Postconditions must be generalized: they must work for all possible inputs. In other words, the postcondition is a different (ideally more declarative) way of expressing the result of the same computation performed by the body of the method. Therefore, for a method that does fairly complicated things with its input, the postconditions must either:

depend on the same helper methods as the body of the method;
be just as complicated (and likely to contain bugs) as the body of the method; or
be just a sanity check rather than a full validation.

And in fact, the last is most common. Consider a method, byte[] md5(String text), that calculates an MD5 secure checksum on its input. That’s a complicated mathematical operation. So consider how you’d write the postcondition. Option 1 might be practical, but isn’t much help from a unit-testing perspective. Option 2 is not really practical.
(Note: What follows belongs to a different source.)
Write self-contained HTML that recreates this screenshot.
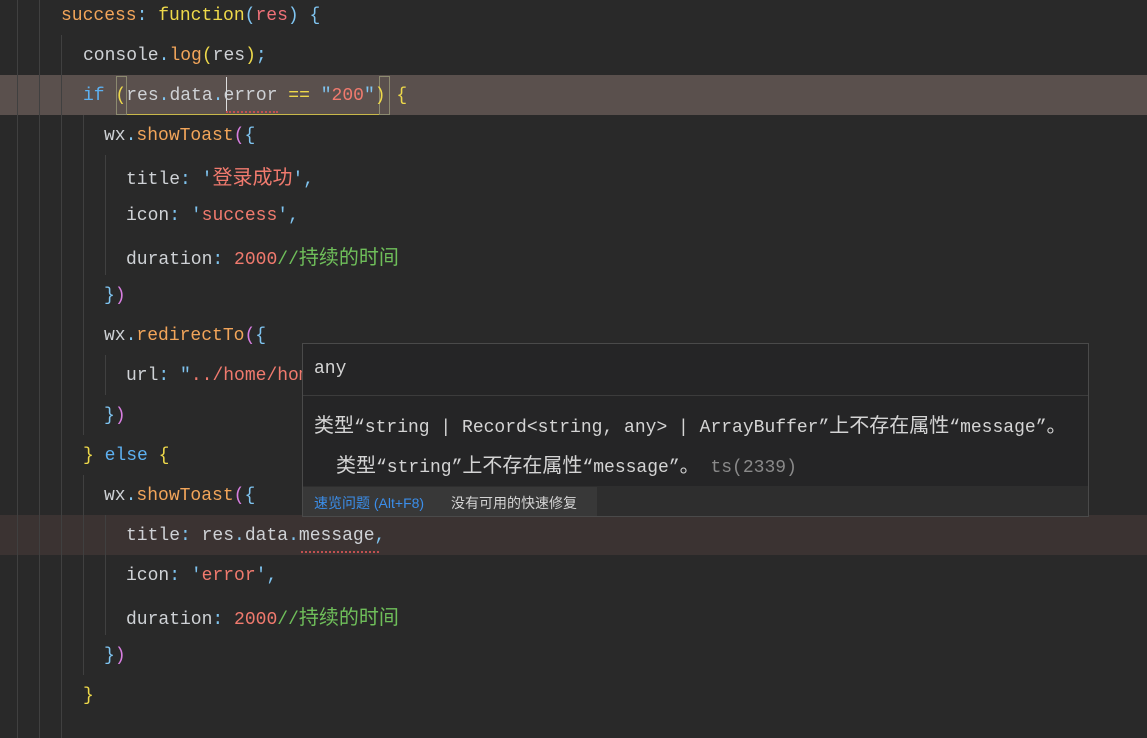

More than likely, you’ll fall back to option 3, just checking that the result is 16 bytes long (because all MD5 checksums are 128 bits long) or something similar.

Unit tests, on the other hand, just have to check particular inputs and outputs for something like this. So you can supply canned input and test the results against precalculated checksums. You might calculate checksums for the test data using different tools, so that your test is more for interoperability than correctness (you’re trusting those other implementations to be correct). It might be practical to hand-calculate an MD5 checksum for a small input to round out the test.

So what are assertions?

So what are assertions, then? What are they good for?

Assertions serve three primary purposes:

They serve as extremely basic tests, catching basic error conditions during development.
They are internal documentation, helping readers to see what the developer understood about the code as it was being written.
They are a fail-fast mechanism, ensuring that errors are reported close to where they occur.

Those things can still be very valuable, but in my opinion the least valuable role of assertions is the testing role. Assertions cannot and should not be viewed as comprehensive tests.